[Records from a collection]
..............................

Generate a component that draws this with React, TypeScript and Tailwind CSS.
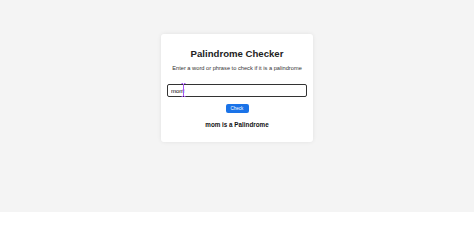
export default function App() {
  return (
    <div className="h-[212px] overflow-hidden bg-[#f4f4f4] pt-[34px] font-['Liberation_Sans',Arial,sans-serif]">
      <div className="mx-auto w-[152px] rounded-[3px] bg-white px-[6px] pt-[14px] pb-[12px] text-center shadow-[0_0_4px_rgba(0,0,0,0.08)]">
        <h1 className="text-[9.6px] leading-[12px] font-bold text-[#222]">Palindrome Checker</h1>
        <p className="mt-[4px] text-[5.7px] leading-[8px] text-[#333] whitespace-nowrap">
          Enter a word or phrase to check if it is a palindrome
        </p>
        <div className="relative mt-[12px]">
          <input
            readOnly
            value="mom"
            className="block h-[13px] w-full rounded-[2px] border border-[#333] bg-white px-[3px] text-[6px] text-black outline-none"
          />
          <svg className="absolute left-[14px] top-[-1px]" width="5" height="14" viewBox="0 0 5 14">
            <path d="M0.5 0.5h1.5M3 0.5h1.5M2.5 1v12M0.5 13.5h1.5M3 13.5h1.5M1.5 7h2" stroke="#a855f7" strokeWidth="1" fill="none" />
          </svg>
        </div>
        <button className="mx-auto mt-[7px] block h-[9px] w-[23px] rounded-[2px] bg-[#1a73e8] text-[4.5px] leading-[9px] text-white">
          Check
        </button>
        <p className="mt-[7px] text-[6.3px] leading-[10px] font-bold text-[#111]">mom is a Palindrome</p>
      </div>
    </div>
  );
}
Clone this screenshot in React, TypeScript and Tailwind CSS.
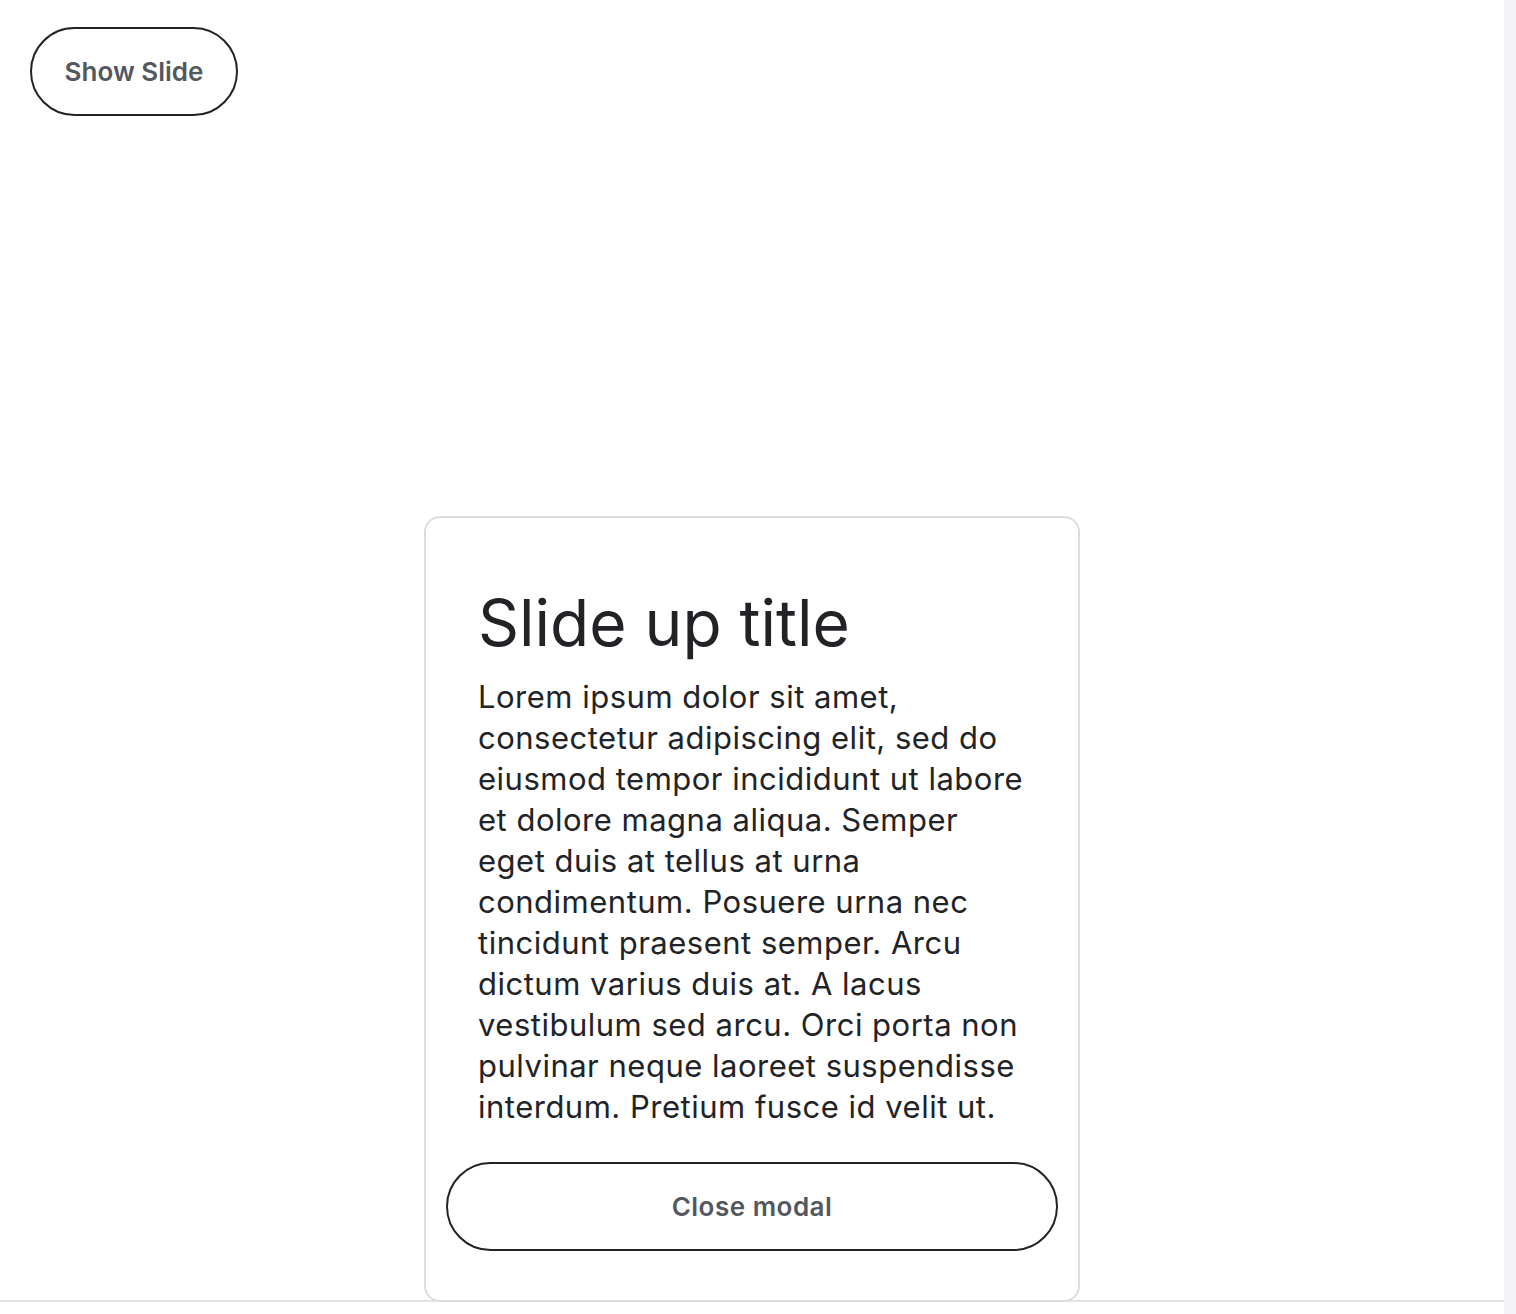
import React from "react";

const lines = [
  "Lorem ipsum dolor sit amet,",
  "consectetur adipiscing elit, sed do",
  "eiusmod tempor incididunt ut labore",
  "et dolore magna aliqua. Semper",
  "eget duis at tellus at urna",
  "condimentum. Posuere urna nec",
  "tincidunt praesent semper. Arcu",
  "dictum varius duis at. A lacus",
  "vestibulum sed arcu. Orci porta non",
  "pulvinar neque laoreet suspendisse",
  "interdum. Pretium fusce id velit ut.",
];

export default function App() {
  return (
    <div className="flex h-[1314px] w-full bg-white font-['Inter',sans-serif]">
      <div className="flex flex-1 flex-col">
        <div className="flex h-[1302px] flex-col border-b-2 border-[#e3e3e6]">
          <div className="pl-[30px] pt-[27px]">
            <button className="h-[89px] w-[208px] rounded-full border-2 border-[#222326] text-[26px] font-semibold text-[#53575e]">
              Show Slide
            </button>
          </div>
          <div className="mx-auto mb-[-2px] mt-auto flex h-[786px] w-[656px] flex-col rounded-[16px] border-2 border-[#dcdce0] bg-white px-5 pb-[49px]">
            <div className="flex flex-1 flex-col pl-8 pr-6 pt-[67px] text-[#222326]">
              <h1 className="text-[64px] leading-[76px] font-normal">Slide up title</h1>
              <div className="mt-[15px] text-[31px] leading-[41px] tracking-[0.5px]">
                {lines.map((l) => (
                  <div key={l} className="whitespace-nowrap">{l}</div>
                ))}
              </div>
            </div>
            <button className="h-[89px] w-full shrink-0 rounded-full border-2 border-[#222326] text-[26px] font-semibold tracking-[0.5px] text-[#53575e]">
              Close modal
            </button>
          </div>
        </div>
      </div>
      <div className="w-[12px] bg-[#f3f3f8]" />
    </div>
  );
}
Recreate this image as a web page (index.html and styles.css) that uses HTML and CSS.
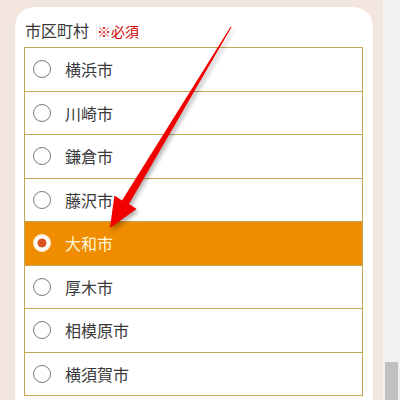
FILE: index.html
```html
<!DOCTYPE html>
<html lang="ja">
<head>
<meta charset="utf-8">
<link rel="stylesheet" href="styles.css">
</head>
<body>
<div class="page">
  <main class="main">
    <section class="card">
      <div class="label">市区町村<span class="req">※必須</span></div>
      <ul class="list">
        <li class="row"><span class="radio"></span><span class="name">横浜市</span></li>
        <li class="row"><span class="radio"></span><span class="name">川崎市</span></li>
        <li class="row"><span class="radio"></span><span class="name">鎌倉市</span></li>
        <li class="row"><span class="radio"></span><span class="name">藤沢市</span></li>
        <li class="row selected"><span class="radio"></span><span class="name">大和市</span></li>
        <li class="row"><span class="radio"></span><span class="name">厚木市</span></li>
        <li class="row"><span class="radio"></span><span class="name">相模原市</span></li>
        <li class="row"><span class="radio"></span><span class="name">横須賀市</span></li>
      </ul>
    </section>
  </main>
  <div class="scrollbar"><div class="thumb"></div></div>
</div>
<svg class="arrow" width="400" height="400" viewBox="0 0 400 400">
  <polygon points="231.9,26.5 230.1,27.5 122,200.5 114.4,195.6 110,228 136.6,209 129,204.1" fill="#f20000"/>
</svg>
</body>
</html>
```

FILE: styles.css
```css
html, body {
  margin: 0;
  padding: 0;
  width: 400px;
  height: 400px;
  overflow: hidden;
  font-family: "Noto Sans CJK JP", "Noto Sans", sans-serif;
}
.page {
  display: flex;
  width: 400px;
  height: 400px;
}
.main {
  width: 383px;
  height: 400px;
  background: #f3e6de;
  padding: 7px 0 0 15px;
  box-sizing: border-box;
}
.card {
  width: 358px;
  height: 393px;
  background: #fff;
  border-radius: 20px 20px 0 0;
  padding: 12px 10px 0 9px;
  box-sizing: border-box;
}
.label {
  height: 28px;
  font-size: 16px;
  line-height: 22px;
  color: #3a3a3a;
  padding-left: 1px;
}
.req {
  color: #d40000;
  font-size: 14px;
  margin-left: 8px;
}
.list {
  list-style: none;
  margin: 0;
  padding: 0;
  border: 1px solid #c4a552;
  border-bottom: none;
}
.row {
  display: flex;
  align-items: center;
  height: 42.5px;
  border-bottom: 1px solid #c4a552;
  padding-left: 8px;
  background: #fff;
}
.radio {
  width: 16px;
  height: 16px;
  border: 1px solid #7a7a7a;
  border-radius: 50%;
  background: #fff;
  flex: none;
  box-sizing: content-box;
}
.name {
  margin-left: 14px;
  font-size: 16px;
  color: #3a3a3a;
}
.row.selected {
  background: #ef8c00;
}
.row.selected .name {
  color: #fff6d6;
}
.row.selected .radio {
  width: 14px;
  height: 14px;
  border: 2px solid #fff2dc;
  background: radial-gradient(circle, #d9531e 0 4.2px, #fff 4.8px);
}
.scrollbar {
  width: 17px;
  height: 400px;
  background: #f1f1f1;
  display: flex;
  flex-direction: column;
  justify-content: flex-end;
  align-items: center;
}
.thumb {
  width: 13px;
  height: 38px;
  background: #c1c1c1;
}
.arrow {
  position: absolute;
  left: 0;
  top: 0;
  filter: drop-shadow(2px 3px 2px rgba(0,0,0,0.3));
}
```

..............................

[WRITTEN PROBLEM]
Repeat all of the records verbatim, leaving out the pictures.

[COMPLETE OUTPUT]
Generate a component that draws this with React, TypeScript and Tailwind CSS.
export default function App() {
  return (
    <div className="h-[212px] overflow-hidden bg-[#f4f4f4] pt-[34px] font-['Liberation_Sans',Arial,sans-serif]">
      <div className="mx-auto w-[152px] rounded-[3px] bg-white px-[6px] pt-[14px] pb-[12px] text-center shadow-[0_0_4px_rgba(0,0,0,0.08)]">
        <h1 className="text-[9.6px] leading-[12px] font-bold text-[#222]">Palindrome Checker</h1>
        <p className="mt-[4px] text-[5.7px] leading-[8px] text-[#333] whitespace-nowrap">
          Enter a word or phrase to check if it is a palindrome
        </p>
        <div className="relative mt-[12px]">
          <input
            readOnly
            value="mom"
            className="block h-[13px] w-full rounded-[2px] border border-[#333] bg-white px-[3px] text-[6px] text-black outline-none"
          />
          <svg className="absolute left-[14px] top-[-1px]" width="5" height="14" viewBox="0 0 5 14">
            <path d="M0.5 0.5h1.5M3 0.5h1.5M2.5 1v12M0.5 13.5h1.5M3 13.5h1.5M1.5 7h2" stroke="#a855f7" strokeWidth="1" fill="none" />
          </svg>
        </div>
        <button className="mx-auto mt-[7px] block h-[9px] w-[23px] rounded-[2px] bg-[#1a73e8] text-[4.5px] leading-[9px] text-white">
          Check
        </button>
        <p className="mt-[7px] text-[6.3px] leading-[10px] font-bold text-[#111]">mom is a Palindrome</p>
      </div>
    </div>
  );
}
Clone this screenshot in React, TypeScript and Tailwind CSS.
import React from "react";

const lines = [
  "Lorem ipsum dolor sit amet,",
  "consectetur adipiscing elit, sed do",
  "eiusmod tempor incididunt ut labore",
  "et dolore magna aliqua. Semper",
  "eget duis at tellus at urna",
  "condimentum. Posuere urna nec",
  "tincidunt praesent semper. Arcu",
  "dictum varius duis at. A lacus",
  "vestibulum sed arcu. Orci porta non",
  "pulvinar neque laoreet suspendisse",
  "interdum. Pretium fusce id velit ut.",
];

export default function App() {
  return (
    <div className="flex h-[1314px] w-full bg-white font-['Inter',sans-serif]">
      <div className="flex flex-1 flex-col">
        <div className="flex h-[1302px] flex-col border-b-2 border-[#e3e3e6]">
          <div className="pl-[30px] pt-[27px]">
            <button className="h-[89px] w-[208px] rounded-full border-2 border-[#222326] text-[26px] font-semibold text-[#53575e]">
              Show Slide
            </button>
          </div>
          <div className="mx-auto mb-[-2px] mt-auto flex h-[786px] w-[656px] flex-col rounded-[16px] border-2 border-[#dcdce0] bg-white px-5 pb-[49px]">
            <div className="flex flex-1 flex-col pl-8 pr-6 pt-[67px] text-[#222326]">
              <h1 className="text-[64px] leading-[76px] font-normal">Slide up title</h1>
              <div className="mt-[15px] text-[31px] leading-[41px] tracking-[0.5px]">
                {lines.map((l) => (
                  <div key={l} className="whitespace-nowrap">{l}</div>
                ))}
              </div>
            </div>
            <button className="h-[89px] w-full shrink-0 rounded-full border-2 border-[#222326] text-[26px] font-semibold tracking-[0.5px] text-[#53575e]">
              Close modal
            </button>
          </div>
        </div>
      </div>
      <div className="w-[12px] bg-[#f3f3f8]" />
    </div>
  );
}
Recreate this image as a web page (index.html and styles.css) that uses HTML and CSS.
FILE: index.html
```html
<!DOCTYPE html>
<html lang="ja">
<head>
<meta charset="utf-8">
<link rel="stylesheet" href="styles.css">
</head>
<body>
<div class="page">
  <main class="main">
    <section class="card">
      <div class="label">市区町村<span class="req">※必須</span></div>
      <ul class="list">
        <li class="row"><span class="radio"></span><span class="name">横浜市</span></li>
        <li class="row"><span class="radio"></span><span class="name">川崎市</span></li>
        <li class="row"><span class="radio"></span><span class="name">鎌倉市</span></li>
        <li class="row"><span class="radio"></span><span class="name">藤沢市</span></li>
        <li class="row selected"><span class="radio"></span><span class="name">大和市</span></li>
        <li class="row"><span class="radio"></span><span class="name">厚木市</span></li>
        <li class="row"><span class="radio"></span><span class="name">相模原市</span></li>
        <li class="row"><span class="radio"></span><span class="name">横須賀市</span></li>
      </ul>
    </section>
  </main>
  <div class="scrollbar"><div class="thumb"></div></div>
</div>
<svg class="arrow" width="400" height="400" viewBox="0 0 400 400">
  <polygon points="231.9,26.5 230.1,27.5 122,200.5 114.4,195.6 110,228 136.6,209 129,204.1" fill="#f20000"/>
</svg>
</body>
</html>
```

FILE: styles.css
```css
html, body {
  margin: 0;
  padding: 0;
  width: 400px;
  height: 400px;
  overflow: hidden;
  font-family: "Noto Sans CJK JP", "Noto Sans", sans-serif;
}
.page {
  display: flex;
  width: 400px;
  height: 400px;
}
.main {
  width: 383px;
  height: 400px;
  background: #f3e6de;
  padding: 7px 0 0 15px;
  box-sizing: border-box;
}
.card {
  width: 358px;
  height: 393px;
  background: #fff;
  border-radius: 20px 20px 0 0;
  padding: 12px 10px 0 9px;
  box-sizing: border-box;
}
.label {
  height: 28px;
  font-size: 16px;
  line-height: 22px;
  color: #3a3a3a;
  padding-left: 1px;
}
.req {
  color: #d40000;
  font-size: 14px;
  margin-left: 8px;
}
.list {
  list-style: none;
  margin: 0;
  padding: 0;
  border: 1px solid #c4a552;
  border-bottom: none;
}
.row {
  display: flex;
  align-items: center;
  height: 42.5px;
  border-bottom: 1px solid #c4a552;
  padding-left: 8px;
  background: #fff;
}
.radio {
  width: 16px;
  height: 16px;
  border: 1px solid #7a7a7a;
  border-radius: 50%;
  background: #fff;
  flex: none;
  box-sizing: content-box;
}
.name {
  margin-left: 14px;
  font-size: 16px;
  color: #3a3a3a;
}
.row.selected {
  background: #ef8c00;
}
.row.selected .name {
  color: #fff6d6;
}
.row.selected .radio {
  width: 14px;
  height: 14px;
  border: 2px solid #fff2dc;
  background: radial-gradient(circle, #d9531e 0 4.2px, #fff 4.8px);
}
.scrollbar {
  width: 17px;
  height: 400px;
  background: #f1f1f1;
  display: flex;
  flex-direction: column;
  justify-content: flex-end;
  align-items: center;
}
.thumb {
  width: 13px;
  height: 38px;
  background: #c1c1c1;
}
.arrow {
  position: absolute;
  left: 0;
  top: 0;
  filter: drop-shadow(2px 3px 2px rgba(0,0,0,0.3));
}
```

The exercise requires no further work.